Health Care Law

EKRA: Eliminating Kickbacks in Recovery Act Explained

EKRA explained: detailed analysis of the anti-kickback law's broad scope, compliance safe harbors, and severe civil and criminal penalties.

The Eliminating Kickbacks in Recovery Act (EKRA) of 2018 is a federal statute designed to combat illegal kickback schemes within the healthcare industry. Enacted as part of the SUPPORT Act, EKRA specifically targets patient brokering and corrupt practices that compromise patient care for financial gain. The law establishes stringent prohibitions on the payment or receipt of anything of value in exchange for patient referrals.

Scope and Application of EKRA

The reach of EKRA is defined in the federal statute, codified at 18 U.S.C. 220. This law applies to services covered by any health care benefit program, which is broader than the federal Anti-Kickback Statute (AKS). A “health care benefit program” includes government programs (Medicare and Medicaid) and all private and commercial insurance plans. This payor-agnostic approach means violations can occur even if only private insurance or cash-pay patients are involved.

EKRA targets a significant set of entities, including recovery homes, clinical treatment facilities, and laboratories. Recovery homes are shared living environments focused on peer support for substance use disorders. Clinical treatment facilities are providers offering services related to substance use disorder or recovery. Importantly, the prohibition on kickbacks for referrals to laboratories applies to all clinical laboratories, even those that do not perform substance abuse testing.

Defining Prohibited Remuneration and Referrals

EKRA criminalizes the solicitation, receipt, offer, or payment of any remuneration connected to a patient referral to a covered entity. The statute defines “remuneration” broadly to include any kickback, bribe, or rebate, whether provided directly or indirectly. This definition captures virtually anything of value given to influence a referral decision.

The law identifies two primary violations. The first involves soliciting or receiving payment in return for referring a patient to a covered entity (recovery home, clinical treatment facility, or laboratory). The second involves paying or offering remuneration to induce a referral or for an individual using the entity’s services. Both the person offering and the person receiving the payment can be held liable under the statute.

Key Statutory Exceptions to the Rule

Compliance requires carefully structuring financial arrangements to fit within one of EKRA’s specific exceptions. These exceptions provide limited safe harbors, but enforcement agencies interpret them narrowly.

One of the most important exceptions is for payments made to a bona fide employee who has a legitimate employment relationship with the entity. This exception prohibits compensation that is determined by, or varies with, the number of individuals referred or the volume or value of services provided.

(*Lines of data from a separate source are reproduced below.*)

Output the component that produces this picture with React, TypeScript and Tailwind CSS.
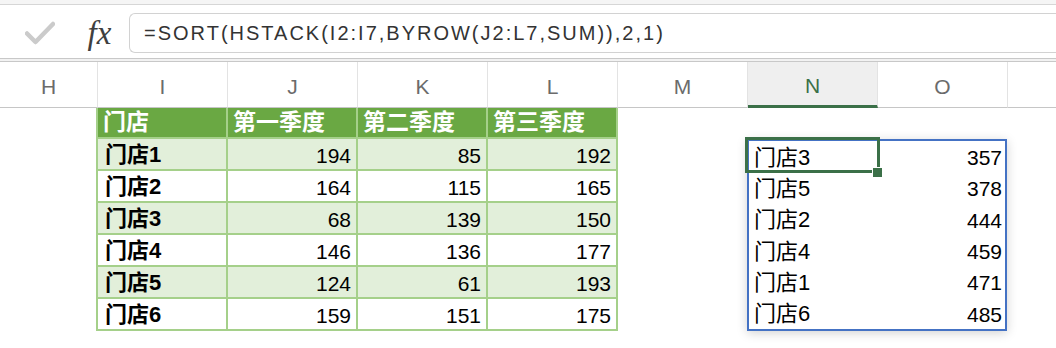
const columns = ['I', 'J', 'K', 'L', 'M', 'N', 'O'];

const stores = [
  { name: '门店1', q: [194, 85, 192] },
  { name: '门店2', q: [164, 115, 165] },
  { name: '门店3', q: [68, 139, 150] },
  { name: '门店4', q: [146, 136, 177] },
  { name: '门店5', q: [124, 61, 193] },
  { name: '门店6', q: [159, 151, 175] },
];

const sorted = [
  ['门店3', 357],
  ['门店5', 378],
  ['门店2', 444],
  ['门店4', 459],
  ['门店1', 471],
  ['门店6', 485],
];

const App = () => {
  return (
    <div className="w-[1056px] h-[348px] overflow-hidden bg-white font-['Liberation_Sans','Noto_Sans_CJK_SC',sans-serif] text-black">
      {/* Formula bar */}
      <div className="h-[5px] bg-[#f5f5f5] border-b border-[#d6d6d6]" />
      <div className="h-[54px] flex items-start pt-[8px] border-b border-[#c8c8c8]">
        <div className="w-[76px] h-[40px] flex items-center justify-center pl-[4px]">
          <svg width="30" height="24" viewBox="0 0 30 24" fill="none">
            <path d="M2 12.5 L10.5 21 L28 3" stroke="#cbcbcb" strokeWidth="4.5" strokeLinecap="round" strokeLinejoin="round" />
          </svg>
        </div>
        <div className="w-[53px] h-[40px] flex items-center justify-center pr-[6px]">
          <span className="font-['Liberation_Serif',serif] italic text-[33px] leading-none text-[#3f3f3f]">fx</span>
        </div>
        <div className="flex-1 h-[40px] flex items-center pl-[14px] border border-r-0 border-[#d2d2d2] rounded-l-[6px] text-[20px] tracking-[2px] text-[#333]">
          =SORT(HSTACK(I2:I7,BYROW(J2:L7,SUM)),2,1)
        </div>
      </div>
      <div className="h-[2px] bg-[#f2f2f2]" />

      {/* Column headers */}
      <div className="h-[47px] flex border-t border-[#c8c8c8] text-[21px] text-[#6b6b6b]">
        <div className="w-[98px] h-full flex items-center justify-center pt-[4px] border-r border-r-[#e3e3e3] border-b border-b-[#c6c6c6]">
          H
        </div>
        {columns.map((c) =>
          c === 'N' ? (
            <div
              key={c}
              className="w-[130px] h-full flex items-center justify-center pt-[4px] bg-[#efefef] text-[#3b7048] border-r border-r-[#e3e3e3] border-b-[3px] border-b-[#3b7048]"
            >
              {c}
            </div>
          ) : (
            <div
              key={c}
              className="w-[130px] h-full flex items-center justify-center pt-[4px] border-r border-r-[#e3e3e3] border-b border-b-[#c6c6c6]"
            >
              {c}
            </div>
          )
        )}
        <div className="flex-1 h-full border-b border-[#c6c6c6]" />
      </div>

      {/* Sheet body */}
      <div className="flex items-start text-[21px] leading-none">
        <div className="ml-[96px] grid grid-cols-[128px_128px_128px_128px] gap-[2px] px-[2px] pb-[2px] bg-[#a5d08a]">
          {['门店', '第一季度', '第二季度', '第三季度'].map((h) => (
            <div key={h} className="h-[29px] flex items-center pl-[5px] bg-[#6aa843] text-white font-bold text-[23px]">
              {h}
            </div>
          ))}
          {stores.map((s, i) => {
            const bg = i % 2 === 0 ? 'bg-[#e2efda]' : 'bg-white';
            return [
              <div key={s.name} className={`h-[30px] flex items-center pl-[7px] pt-[2px] font-bold text-[22px] ${bg}`}>
                {s.name}
              </div>,
              ...s.q.map((v, j) => (
                <div key={s.name + j} className={`h-[30px] flex items-center justify-end pr-[5px] pt-[2px] ${bg}`}>
                  {v}
                </div>
              )),
            ];
          })}
        </div>

        <div className="relative ml-[129px] mt-[31px] w-[260px] h-[192px] border-2 border-[#4472c4] bg-white shadow-[0_2px_10px_rgba(0,0,0,0.18)] grid grid-rows-6">
          {sorted.map(([name, total]) => (
            <div key={name} className="flex items-center justify-between pl-[5px] pr-[3px] pt-[2px]">
              <span className="text-[22px]">{name}</span>
              <span>{total}</span>
            </div>
          ))}
          <div className="absolute -left-[4px] -top-[4px] w-[135px] h-[36px] border-[3px] border-[#3b7048]" />
          <div className="absolute left-[123px] top-[26px] w-[11px] h-[11px] bg-[#3b7048] border border-white" />
        </div>
      </div>
    </div>
  );
};

export default App;
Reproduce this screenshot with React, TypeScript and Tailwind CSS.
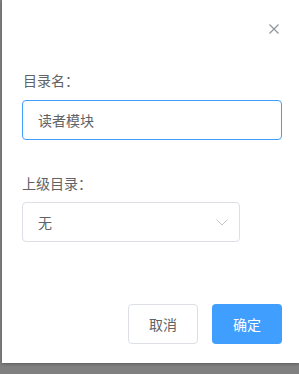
import { useState } from 'react'

const font = { fontFamily: '"Noto Sans CJK SC", "Noto Sans", sans-serif' }

export default function App() {
  const [name, setName] = useState('读者模块')

  return (
    <div className="h-[374px] w-full bg-[#808080] pl-[2px] overflow-hidden" style={font}>
      <div className="relative h-[363px] w-[297px] bg-white shadow-[0_1px_3px_rgba(0,0,0,0.3)] flex flex-col">
        {/* Header with close */}
        <div className="flex justify-end pt-[24px] pr-[20px]">
          <button className="w-[10px] h-[10px] flex items-center justify-center">
            <svg width="10" height="10" viewBox="0 0 10 10">
              <path d="M0.5 0.5 L9.5 9.5 M9.5 0.5 L0.5 9.5" stroke="#909399" strokeWidth="1.2" fill="none" />
            </svg>
          </button>
        </div>

        {/* Body */}
        <div className="flex flex-col pl-[20px]">
          <label className="mt-[36px] text-[14px] leading-[20px] text-[#606266] pl-[1px]">目录名：</label>
          <input
            value={name}
            onChange={(e) => setName(e.target.value)}
            className="mt-[10px] w-[260px] h-[40px] rounded-[4px] border border-[#409eff] px-[15px] text-[14px] text-[#606266] outline-none"
            style={font}
          />

          <label className="mt-[33px] text-[14px] leading-[20px] text-[#606266]">上级目录：</label>
          <div className="mt-[9px] w-[218px] h-[40px] rounded-[4px] border border-[#dcdfe6] pl-[15px] pr-[11px] flex items-center justify-between">
            <span className="text-[14px] text-[#606266]">无</span>
            <svg width="12" height="7" viewBox="0 0 12 7">
              <path d="M0.5 0.5 L6 6 L11.5 0.5" stroke="#c0c4cc" strokeWidth="1" fill="none" />
            </svg>
          </div>
        </div>

        {/* Footer */}
        <div className="mt-[62px] flex justify-end gap-[14px] pr-[17px]">
          <button className="w-[70px] h-[40px] rounded-[4px] border border-[#dcdfe6] bg-white text-[14px] text-[#606266]">
            取消
          </button>
          <button className="w-[70px] h-[40px] rounded-[4px] bg-[#409eff] text-[14px] text-white">
            确定
          </button>
        </div>
      </div>
    </div>
  )
}
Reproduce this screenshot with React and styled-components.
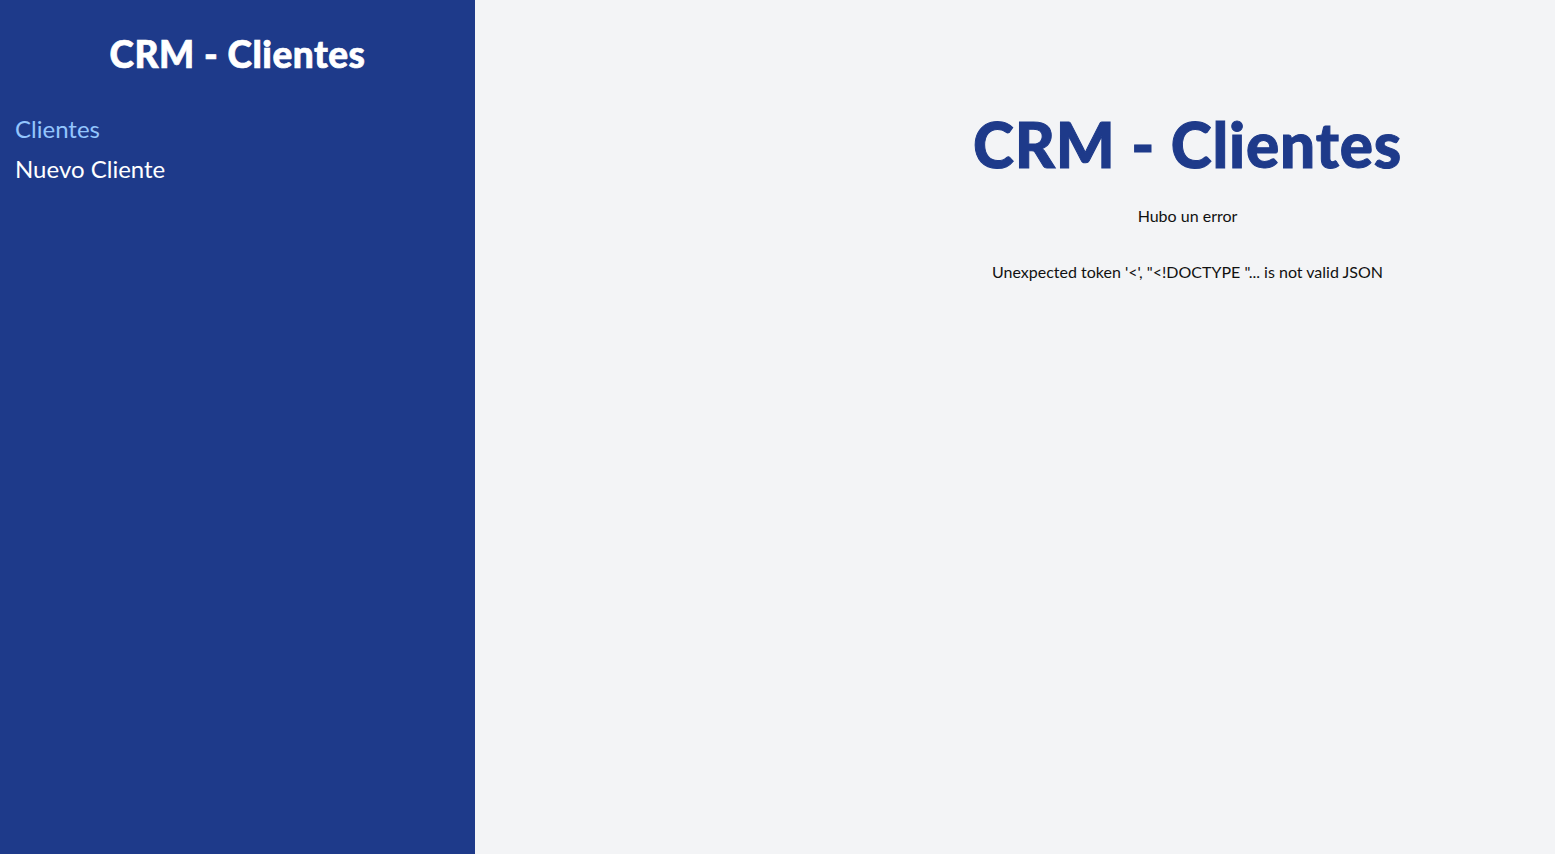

Arrangements under a personal services and management contract between a principal and an agent are protected if they meet the strict requirements of the corresponding AKS safe harbor. Properly disclosed discounts or price reductions are also permitted, provided they are reported to the health care benefit program. Certain payments made pursuant to an alternative payment model are exempt if the Secretary of Health and Human Services deems the arrangement necessary for care coordination or value-based care.

The statute also includes exceptions for certain Medicare Part D drug discounts and payments made to a federally qualified health center (FQHC) that meet specific criteria. A final exception permits coinsurance and copayment waivers under specific circumstances, but only if the waiver or discount is provided in good faith. These exceptions require meticulous documentation and adherence to all specified conditions. Any compensation structure that falls outside these narrowly drawn exceptions carries a significant risk of violating the federal law.

Civil and Criminal Penalties for Violations

Violations of EKRA expose individuals and entities to both criminal and civil liability. Each violation can result in substantial monetary fines and imprisonment. A person found guilty of an EKRA violation may be fined up to $200,000 and imprisoned for up to 10 years for each occurrence. These penalties underscore the seriousness with which the federal government views patient brokering and illegal referral schemes.

An EKRA violation can also lead to civil liability under the False Claims Act (FCA). If a kickback results in a claim submitted to a government health care program, that claim is considered false or fraudulent, triggering FCA penalties. Individuals and entities who violate the statute may also face exclusion from all federal healthcare programs, including Medicare and Medicaid, which can end a provider’s ability to operate.